Conventional click-and-hope manual testing stands no chance against regressions like this. What we needed was an automated, repeatable integration suite covering:

Write → restart → read integrity
Multi-version serialized data compatibility
Performance under large message volumes
Correctness under concurrent reads and writes

The Plan

I chose pytest as the test framework. It wasn’t that unittest couldn’t do the job — but the things I needed were just too painful there:

Isolation: I wanted a painless Redis substitute. fakeredis perfectly simulates Redis commands, and combined with pytest fixtures it gives zero external dependencies during testing.
Parametrization: @pytest.mark.parametrize can cover 10, 100, or 1000 messages in a single line — no manual loops required.
Performance benchmarks: the pytest-benchmark plugin directly measures average and max latency, much more reliable than me sprinkling time.perf_counter() around.
Concurrency simulation: writing fixtures with threading or asyncio is far more intuitive than unittest’s subTest.

The overall approach: define a FakeRedis fixture in conftest.py and monkeypatch redis.Redis.from_url so that every LangChain Redis call hits the in-memory implementation transparently. Then split the tests into modules:

test_integrity.py: verify store / retrieve consistency and cross-instance loading
test_compatibility.py: simulate old serialized payloads and test migration / downgrade logic
test_performance.py: use pytest-benchmark to measure read/write ceilings
test_concurrency.py: multiple threads appending to the same memory, checking for data loss

Why not use a real Redis? A real instance is essential for CI smoke tests, but hitting one on every push during development is slow and messy. FakeRedis lets the whole suite run in just a few hundred milliseconds. That frictionless experience is what makes the team actually want to write tests — zero friction.

Core Implementation

1. conftest: Hijacking LangChain’s Redis connection with FakeRedis

The central idea is: every test shares one in-memory Redis, completely transparent to LangChain. We monkeypatch both redis.Redis.from_url and the direct constructor, so no matter how RedisChatMessageHistory creates a client, it always lands on the same FakeRedis instance.

# conftest.py
import pytest
import redis
from fakeredis import FakeRedis

@pytest.fixture(scope="function")
def fake_redis():
    """每个测试函数独立的 FakeRedis 实例"""
    return FakeRedis()

@pytest.fixture(autouse=True)
def patch_redis(monkeypatch, fake_redis):
    """将所有对 Redis 的调用劫持到 FakeRedis，实现零外部依赖"""
    # 劫持 from_url 方法，LangChain 内部用这个创建连接
    def _fake_from_url(url: str, **kwargs):
        return fake_redis

    monkeypatch.setattr(redis.Redis, "from_url", _fake_from_url)
    # 如果有地方直接 redis.Redis(...)，也一并拦截
    monkeypatch.setattr(redis, "Redis", lambda *a, **kw: fake_redis)
    return fake_redis

With this in place, any test that uses the patch_redis fixture automatically forces LangChain to read and write my isolated FakeRedis — the database is always pristine.

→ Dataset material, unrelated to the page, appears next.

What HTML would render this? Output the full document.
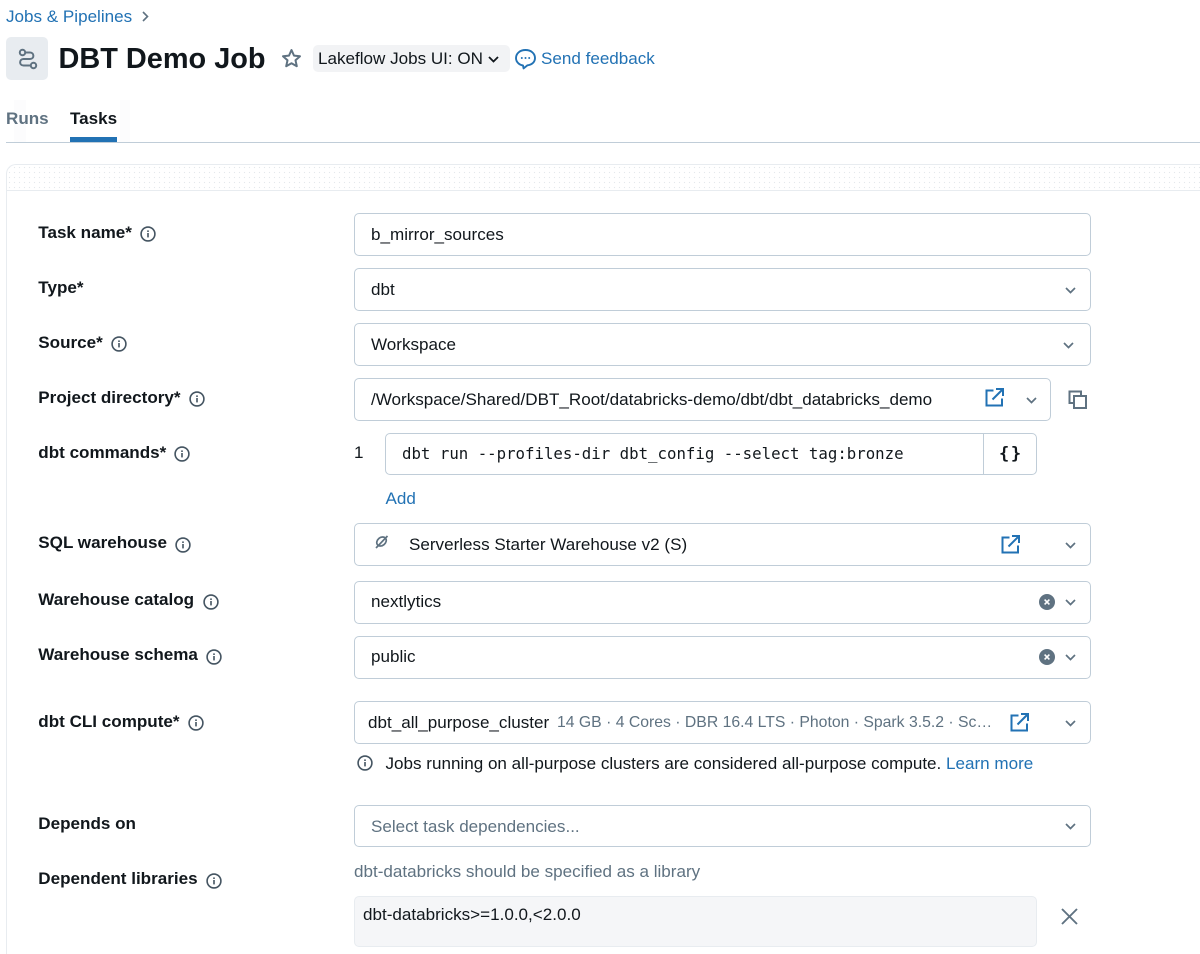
<!DOCTYPE html>
<html><head><meta charset="utf-8">
<style>
html,body{margin:0;padding:0;background:#fff;width:1200px;height:954px;overflow:hidden;}
#r{position:absolute;left:0;top:0;width:1200px;height:954px;overflow:hidden;font-family:"Liberation Sans",sans-serif;font-size:17.07px;color:#11171c;}
.a{position:absolute;white-space:nowrap;line-height:22px;}
.l{position:absolute;left:38.3px;white-space:nowrap;line-height:22px;font-weight:700;}
.box{position:absolute;box-sizing:border-box;border:1px solid #c0cdd8;border-radius:5px;background:#fff;}
.t{position:absolute;white-space:nowrap;line-height:22px;}
.link{color:#2272b4;}
svg{position:absolute;overflow:visible;}
</style></head><body><div id="r">
<svg width="0" height="0" style="position:absolute"><defs>
<g id="info"><circle cx="8" cy="8" r="6.9" fill="none" stroke="#445461" stroke-width="1.6"/><rect x="7.2" y="7" width="1.6" height="4.4" fill="#445461"/><rect x="7.2" y="4.4" width="1.6" height="1.6" fill="#445461"/></g>
<path id="chev" d="M1 1 L5.5 5.5 L10 1" fill="none" stroke="#5f7281" stroke-width="1.7"/>
<g id="ext"><path d="M8.5 2.5H1.5V17.5H17V10.5" fill="none" stroke="#2272b4" stroke-width="2"/><path d="M7.5 11.5L17.5 1.5M11 1H18V8" fill="none" stroke="#2272b4" stroke-width="2"/></g>
<g id="clr"><circle cx="8" cy="8" r="8" fill="#5f7281"/><path d="M5.6 5.6L10.4 10.4M10.4 5.6L5.6 10.4" stroke="#fff" stroke-width="1.6"/></g>
</defs></svg>

<div class="a link" style="left:6px;top:6px;">Jobs &amp; Pipelines</div>
<svg style="left:142px;top:11px" width="7" height="11"><path d="M1 1L5.5 5.5L1 10" fill="none" stroke="#5f7281" stroke-width="1.6"/></svg>

<div style="position:absolute;left:6px;top:37px;width:42px;height:43px;background:#e8ecf0;border-radius:5px;"></div>
<svg style="left:17px;top:48px" width="21" height="22" fill="none" stroke="#5f7281" stroke-width="2"><circle cx="5.5" cy="4.5" r="2.7"/><circle cx="16.5" cy="17.5" r="2.7"/><path d="M8.2 4.5H13C17.5 4.5 17.5 11 13 11H6.5C2 11 2 17.5 6.5 17.5H13.8"/></svg>
<div class="a" style="left:58.5px;top:41px;font-size:28.9px;font-weight:700;line-height:36px;">DBT Demo Job</div>
<svg style="left:281px;top:48px" width="21" height="20"><path d="M10.5 2L13 7.6L19 8.2L14.5 12.3L15.8 18.2L10.5 15.2L5.2 18.2L6.5 12.3L2 8.2L8 7.6Z" fill="none" stroke="#5f7281" stroke-width="2" stroke-linejoin="round"/></svg>
<div style="position:absolute;left:313px;top:45px;width:197px;height:27px;background:#f2f3f5;border-radius:5px;"></div>
<div class="a" style="left:318px;top:48px;">Lakeflow Jobs UI: ON</div>
<svg style="left:488px;top:56px" width="11" height="7"><path d="M1 1L5.5 5.5L10 1" fill="none" stroke="#11171c" stroke-width="1.8"/></svg>
<svg style="left:515px;top:49px" width="21" height="21"><path d="M10.5 1C5 1 1 4.5 1 9C1 13.5 5 16.2 8 16.4L8.6 19.4L12.5 16.3C17 15.8 20 13 20 9C20 4.5 16 1 10.5 1Z" fill="none" stroke="#2272b4" stroke-width="1.9" stroke-linejoin="round"/><circle cx="6.8" cy="9" r="1" fill="#2272b4"/><circle cx="10.5" cy="9" r="1" fill="#2272b4"/><circle cx="14.2" cy="9" r="1" fill="#2272b4"/></svg>
<div class="a link" style="left:541px;top:48px;">Send feedback</div>

<div style="position:absolute;left:14px;top:100px;width:12px;height:42px;background:#fcfcfd;"></div>
<div style="position:absolute;left:120px;top:100px;width:10px;height:42px;background:#fcfcfd;"></div>
<div class="a" style="left:6px;top:108px;font-weight:700;color:#5f7281;">Runs</div>
<div class="a" style="left:70px;top:108px;font-weight:700;">Tasks</div>
<div style="position:absolute;left:70px;top:137px;width:47px;height:5px;background:#2272b4;"></div>
<div style="position:absolute;left:6px;top:142px;width:1194px;height:1px;background:#c0cdd8;"></div>

<div style="position:absolute;left:6px;top:164px;width:1194px;height:790px;box-sizing:border-box;border:1px solid #e8ecf0;border-right:none;border-bottom:none;border-radius:10px 0 0 0;"></div>
<div style="position:absolute;left:7px;top:165px;width:1193px;height:25px;border-radius:9px 0 0 0;border-bottom:1px solid #e8ecf0;background-image:radial-gradient(#e4e8ec 0.7px,transparent 0.8px);background-size:5px 5px;"></div>

<!-- Task name -->
<div class="l" style="top:222px;">Task name*</div>
<svg style="left:140px;top:226px" width="16" height="16"><use href="#info"/></svg>
<div class="box" style="left:354px;top:213px;width:737px;height:43px;"></div>
<div class="t" style="left:371px;top:224px;">b_mirror_sources</div>

<!-- Type -->
<div class="l" style="top:277px;">Type*</div>
<div class="box" style="left:354px;top:268px;width:737px;height:43px;"></div>
<div class="t" style="left:371px;top:279px;">dbt</div>
<svg style="left:1065px;top:287px" width="11" height="7"><use href="#chev"/></svg>

<!-- Source -->
<div class="l" style="top:332px;">Source*</div>
<svg style="left:111px;top:336px" width="16" height="16"><use href="#info"/></svg>
<div class="box" style="left:354px;top:323px;width:737px;height:43px;"></div>
<div class="t" style="left:371px;top:334px;">Workspace</div>
<svg style="left:1063px;top:342px" width="11" height="7"><use href="#chev"/></svg>

<!-- Project dir -->
<div class="l" style="top:387px;">Project directory*</div>
<svg style="left:189px;top:391px" width="16" height="16"><use href="#info"/></svg>
<div class="box" style="left:354px;top:378px;width:697px;height:43px;"></div>
<div class="t" style="left:371px;top:389px;">/Workspace/Shared/DBT_Root/databricks-demo/dbt/dbt_databricks_demo</div>
<svg style="left:985px;top:388px" width="19" height="19"><use href="#ext"/></svg>
<svg style="left:1026px;top:397px" width="11" height="7"><use href="#chev"/></svg>
<svg style="left:1068px;top:390px" width="19" height="19" fill="none" stroke="#5f7281" stroke-width="2"><path d="M5 13H1.5V1.5H13V5"/><rect x="6" y="6" width="12" height="12" stroke="#5f7281"/></svg>

<!-- dbt commands -->
<div class="l" style="top:442px;">dbt commands*</div>
<svg style="left:174px;top:446px" width="16" height="16"><use href="#info"/></svg>
<div class="t" style="left:354px;top:442px;">1</div>
<div class="box" style="left:385px;top:433px;width:652px;height:42px;"></div>
<div style="position:absolute;left:983px;top:433px;width:1px;height:42px;background:#c0cdd8;"></div>
<div class="t" style="left:402px;top:443px;font-family:'DejaVu Sans Mono',monospace;font-size:15.73px;">dbt run --profiles-dir dbt_config --select tag:bronze</div>
<div class="t" style="left:999px;top:443px;font-family:'DejaVu Sans Mono',monospace;font-size:17px;font-weight:700;letter-spacing:1.6px;">{}</div>
<div class="a link" style="left:385.5px;top:488px;">Add</div>

<!-- SQL warehouse -->
<div class="l" style="top:532px;">SQL warehouse</div>
<svg style="left:175px;top:537px" width="16" height="16"><use href="#info"/></svg>
<div class="box" style="left:354px;top:523px;width:737px;height:43px;"></div>
<svg style="left:375px;top:535px" width="13" height="14" fill="none" stroke="#5f7281" stroke-width="1.7"><path d="M1 13L12.5 1"/><ellipse cx="6.5" cy="6.5" rx="5.2" ry="4" transform="rotate(-40 6.5 6.5)"/></svg>
<div class="t" style="left:409px;top:534px;">Serverless Starter Warehouse v2 (S)</div>
<svg style="left:1001px;top:535px" width="19" height="19"><use href="#ext"/></svg>
<svg style="left:1065px;top:542px" width="11" height="7"><use href="#chev"/></svg>

<!-- Catalog -->
<div class="l" style="top:589px;">Warehouse catalog</div>
<svg style="left:203px;top:594px" width="16" height="16"><use href="#info"/></svg>
<div class="box" style="left:354px;top:581px;width:737px;height:43px;"></div>
<div class="t" style="left:371px;top:591px;">nextlytics</div>
<svg style="left:1039px;top:594px" width="16" height="16"><use href="#clr"/></svg>
<svg style="left:1065px;top:599px" width="11" height="7"><use href="#chev"/></svg>

<!-- Schema -->
<div class="l" style="top:644px;">Warehouse schema</div>
<svg style="left:206px;top:649px" width="16" height="16"><use href="#info"/></svg>
<div class="box" style="left:354px;top:636px;width:737px;height:43px;"></div>
<div class="t" style="left:371px;top:646px;">public</div>
<svg style="left:1039px;top:649px" width="16" height="16"><use href="#clr"/></svg>
<svg style="left:1065px;top:654px" width="11" height="7"><use href="#chev"/></svg>

<!-- compute -->
<div class="l" style="top:711px;">dbt CLI compute*</div>
<svg style="left:188px;top:715px" width="16" height="16"><use href="#info"/></svg>
<div class="box" style="left:354px;top:701px;width:737px;height:43px;"></div>
<div class="t" style="left:368px;top:712px;">dbt_all_purpose_cluster</div>
<div class="t" style="left:557px;top:712px;font-size:15.78px;color:#5f7281;">14 GB · 4 Cores · DBR 16.4 LTS · Photon · Spark 3.5.2 · Sc…</div>
<svg style="left:1010px;top:713px" width="19" height="19"><use href="#ext"/></svg>
<svg style="left:1065px;top:720px" width="11" height="7"><use href="#chev"/></svg>
<svg style="left:357px;top:755px" width="16" height="16"><use href="#info"/></svg>
<div class="t" style="left:385.5px;top:753px;">Jobs running on all-purpose clusters are considered all-purpose compute. <span class="link">Learn more</span></div>

<!-- Depends -->
<div class="l" style="top:813px;">Depends on</div>
<div class="box" style="left:354px;top:805px;width:737px;height:42px;"></div>
<div class="t" style="left:371px;top:816px;color:#5f7281;">Select task dependencies...</div>
<svg style="left:1065px;top:823px" width="11" height="7"><use href="#chev"/></svg>

<!-- Libraries -->
<div class="l" style="top:868px;">Dependent libraries</div>
<svg style="left:206px;top:873px" width="16" height="16"><use href="#info"/></svg>
<div class="t" style="left:354px;top:861px;color:#5f7281;">dbt-databricks should be specified as a library</div>
<div style="position:absolute;left:354px;top:896px;width:683px;height:51px;box-sizing:border-box;background:#f5f6f8;border:1px solid #e8ecf0;border-radius:5px;"></div>
<div class="t" style="left:363px;top:904px;">dbt-databricks&gt;=1.0.0,&lt;2.0.0</div>
<svg style="left:1061px;top:908px" width="17" height="17"><path d="M1 1L16 16M16 1L1 16" stroke="#5f7281" stroke-width="1.9" fill="none"/></svg>
</div></body></html>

2. Testing integrity: write → reload must match bit for bit

Below is test_integrity.py. It verifies the most fundamental contract: whatever I store for a session must be returned exactly the same when loaded later. I parametrized it to cover single messages, medium-sized conversations, and massive message batches — all edge cases handled.

# test_integrity.py
import pytest
from langchain.memory import ConversationBufferMemory
from langchain.memory.chat_message_histories import RedisChatMessageHistory
from langchain.schema import HumanMessage, AIMessage

# ... test functions covering write/read integrity

The full suite (including the compatibility, performance, and concurrency modules) now lives in our CI pipeline. FakeRedis lets us run everything instantly, and the moment anyone bumps a LangChain version we catch serialization regressions before they ever reach production. Since that 2 AM wake-up call, we haven’t lost a single conversation to a silent pickle bug again.